> **Task details**
Select the lines of the records containing the word "this" and list them.

> **Input**
>>>
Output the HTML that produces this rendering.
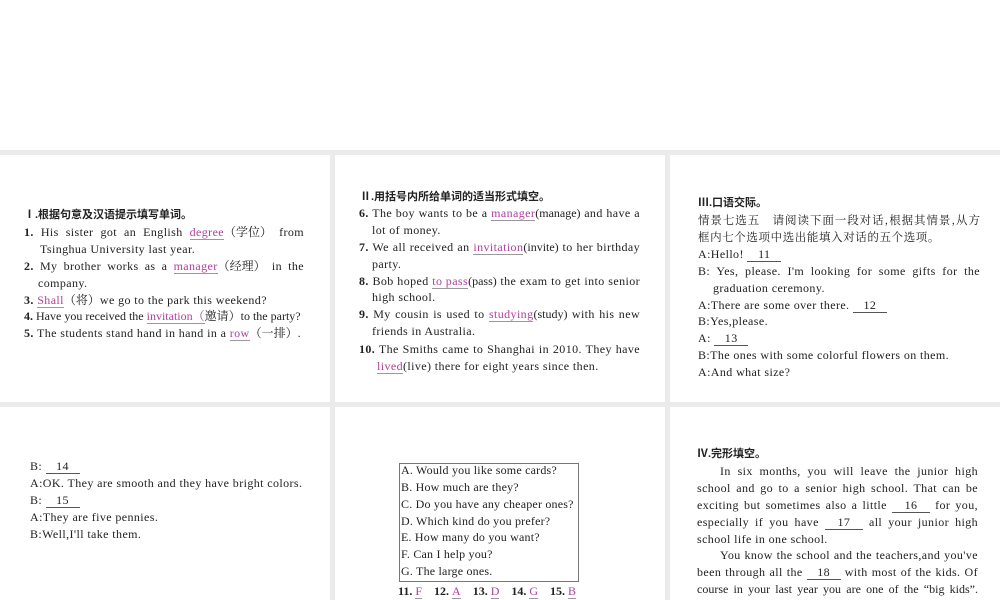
<!DOCTYPE html>
<html><head><meta charset="utf-8"><style>
html,body{margin:0;padding:0;}
body{width:1000px;height:600px;position:relative;background:#fff;overflow:hidden;font-family:"Liberation Serif","Noto Serif CJK SC",serif;color:#222;}
.g{position:absolute;background:#ebebeb;}
.l{position:absolute;height:17px;line-height:17px;font-size:12px;letter-spacing:0.4px;white-space:nowrap;}
.j{text-align:justify;text-align-last:justify;text-justify:inter-word;white-space:normal;overflow:hidden;}
.h{font-family:"Liberation Sans","Noto Sans CJK SC",sans-serif;font-weight:bold;font-size:11px;letter-spacing:0;}
b{font-weight:bold;}
.c{display:inline-block;letter-spacing:0;}
.p{color:#b0409c;border-bottom:1px solid #999;line-height:13px;display:inline-block;}
.bl{display:inline-block;border-bottom:1px solid #555;text-align:center;text-align-last:center;line-height:13px;}
.box{position:absolute;left:399px;top:463px;width:178px;height:117px;border:1px solid #777;}
</style></head><body>
<div class="g" style="left:0;top:150px;width:1000px;height:5px"></div>
<div class="g" style="left:0;top:402px;width:1000px;height:5px"></div>
<div class="g" style="left:330px;top:150px;width:5px;height:450px"></div>
<div class="g" style="left:665px;top:150px;width:5px;height:450px"></div>

<!-- col1 -->
<div class="l h" style="left:24px;top:207px">Ⅰ.根据句意及汉语提示填写单词。</div>
<div class="l j" style="left:24px;top:224px;width:280px"><b>1.</b> His sister got an English <span class="p">degree</span><span class="c">（学位）</span> from</div>
<div class="l" style="left:40px;top:241px">Tsinghua University last year.</div>
<div class="l j" style="left:24px;top:258px;width:280px"><b>2.</b> My brother works as a <span class="p">manager</span><span class="c">（经理）</span> in the</div>
<div class="l" style="left:38px;top:275px">company.</div>
<div class="l" style="left:24px;top:292px"><b>3.</b> <span class="p">Shall</span><span class="c">（将）</span>we go to the park this weekend?</div>
<div class="l" style="left:24px;top:308px;letter-spacing:0"><b>4.</b> Have you received the <span class="p">invitation（</span><span class="c">邀请）</span>to the party?</div>
<div class="l" style="left:24px;top:325px"><b>5.</b> The students stand hand in hand in a <span class="p">row</span><span class="c">（一排）</span>.</div>

<!-- col2 -->
<div class="l h" style="left:360px;top:189px">Ⅱ.用括号内所给单词的适当形式填空。</div>
<div class="l j" style="left:359px;top:205px;width:281px"><b>6.</b> The boy wants to be a <span class="p">manager</span><span class="c">(manage)</span> and have a</div>
<div class="l" style="left:372px;top:222px">lot of money.</div>
<div class="l j" style="left:359px;top:239px;width:281px"><b>7.</b> We all received an <span class="p">invitation</span><span class="c">(invite)</span> to her birthday</div>
<div class="l" style="left:372px;top:256px">party.</div>
<div class="l j" style="left:359px;top:273px;width:281px"><b>8.</b> Bob hoped <span class="p">to pass</span><span class="c">(pass)</span> the exam to get into senior</div>
<div class="l" style="left:372px;top:289px">high school.</div>
<div class="l j" style="left:359px;top:306px;width:281px"><b>9.</b> My cousin is used to <span class="p">studying</span><span class="c">(study)</span> with his new</div>
<div class="l" style="left:372px;top:323px">friends in Australia.</div>
<div class="l j" style="left:359px;top:341px;width:281px"><b>10.</b> The Smiths came to Shanghai in 2010. They have</div>
<div class="l" style="left:377px;top:358px"><span class="p">lived</span>(live) there for eight years since then.</div>

<!-- col3 -->
<div class="l h" style="left:698px;top:195px">Ⅲ.口语交际。</div>
<div class="l j" style="left:698px;top:212px;width:282px;font-family:'Noto Serif CJK SC',serif;font-size:11.5px;letter-spacing:0">情景七选五　请阅读下面一段对话,根据其情景,从方</div>
<div class="l" style="left:698px;top:229px;font-family:'Noto Serif CJK SC',serif;font-size:11.5px;letter-spacing:0.6px">框内七个选项中选出能填入对话的五个选项。</div>
<div class="l" style="left:698px;top:246px">A:Hello! <span class="bl" style="width:34px">11</span></div>
<div class="l j" style="left:698px;top:263px;width:282px">B: Yes, please. I'm looking for some gifts for the</div>
<div class="l" style="left:713px;top:280px">graduation ceremony.</div>
<div class="l" style="left:698px;top:297px">A:There are some over there. <span class="bl" style="width:34px">12</span></div>
<div class="l" style="left:698px;top:313px">B:Yes,please.</div>
<div class="l" style="left:698px;top:330px">A: <span class="bl" style="width:34px">13</span></div>
<div class="l" style="left:698px;top:347px">B:The ones with some colorful flowers on them.</div>
<div class="l" style="left:698px;top:364px">A:And what size?</div>

<!-- bottom col1 -->
<div class="l" style="left:30px;top:458px">B: <span class="bl" style="width:34px">14</span></div>
<div class="l" style="left:30px;top:475px">A:OK. They are smooth and they have bright colors.</div>
<div class="l" style="left:30px;top:492px">B: <span class="bl" style="width:34px">15</span></div>
<div class="l" style="left:30px;top:509px">A:They are five pennies.</div>
<div class="l" style="left:30px;top:526px">B:Well,I'll take them.</div>

<!-- bottom col2 -->
<div class="box"></div>
<div class="l" style="left:401px;top:462px;letter-spacing:0.2px">A. Would you like some cards?</div>
<div class="l" style="left:401px;top:479px;letter-spacing:0.2px">B. How much are they?</div>
<div class="l" style="left:401px;top:496px;letter-spacing:0.2px">C. Do you have any cheaper ones?</div>
<div class="l" style="left:401px;top:513px;letter-spacing:0.2px">D. Which kind do you prefer?</div>
<div class="l" style="left:401px;top:529px;letter-spacing:0.2px">E. How many do you want?</div>
<div class="l" style="left:401px;top:546px;letter-spacing:0.2px">F. Can I help you?</div>
<div class="l" style="left:401px;top:563px;letter-spacing:0.2px">G. The large ones.</div>
<div class="l" style="left:398px;top:583px;letter-spacing:0"><b>11.</b> <span class="p">F</span>&nbsp;&nbsp;&nbsp; <b>12.</b> <span class="p">A</span>&nbsp;&nbsp;&nbsp; <b>13.</b> <span class="p">D</span>&nbsp;&nbsp;&nbsp; <b>14.</b> <span class="p">G</span>&nbsp;&nbsp;&nbsp; <b>15.</b> <span class="p">B</span></div>

<!-- bottom col3 -->
<div class="l h" style="left:697px;top:446px">Ⅳ.完形填空。</div>
<div class="l j" style="left:720px;top:463px;width:258px">In six months, you will leave the junior high</div>
<div class="l j" style="left:697px;top:480px;width:281px">school and go to a senior high school. That can be</div>
<div class="l j" style="left:697px;top:497px;width:281px">exciting but sometimes also a little <span class="bl" style="width:38px">16</span> for you,</div>
<div class="l j" style="left:697px;top:514px;width:281px">especially if you have <span class="bl" style="width:38px">17</span> all your junior high</div>
<div class="l" style="left:697px;top:531px">school life in one school.</div>
<div class="l j" style="left:720px;top:547px;width:258px">You know the school and the teachers,and you've</div>
<div class="l j" style="left:697px;top:564px;width:281px">been through all the <span class="bl" style="width:34px">18</span> with most of the kids. Of</div>
<div class="l j" style="left:697px;top:581px;width:281px;letter-spacing:0">course in your last year you are one of the “big kids”.</div>
</body></html>
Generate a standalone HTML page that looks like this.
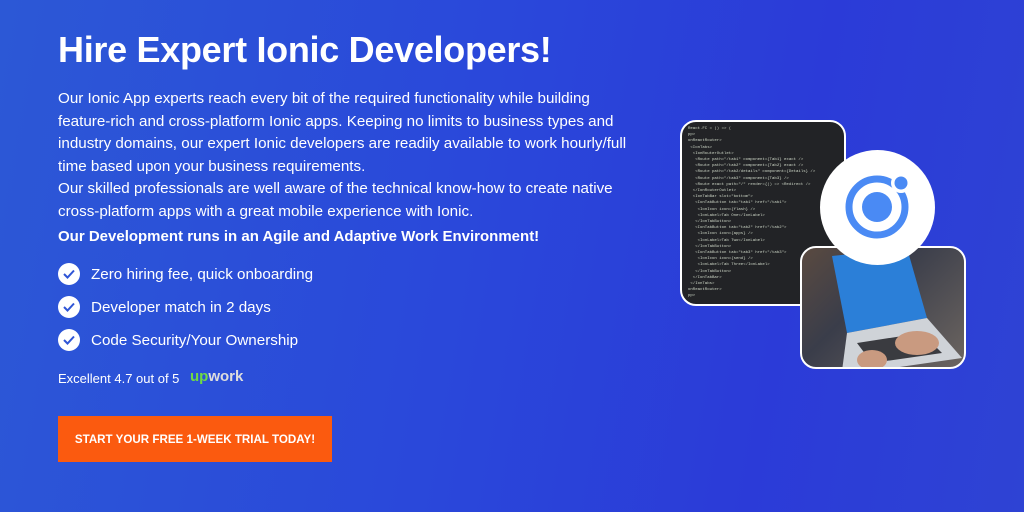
<<<
> **Completed task**
Output the HTML that produces this rendering.
<div class="l" style="left:24px;top:292px"><b>3.</b> <span class="p">Shall</span><span class="c">（将）</span>we go to the park this weekend?</div>
Generate a standalone HTML page that looks like this.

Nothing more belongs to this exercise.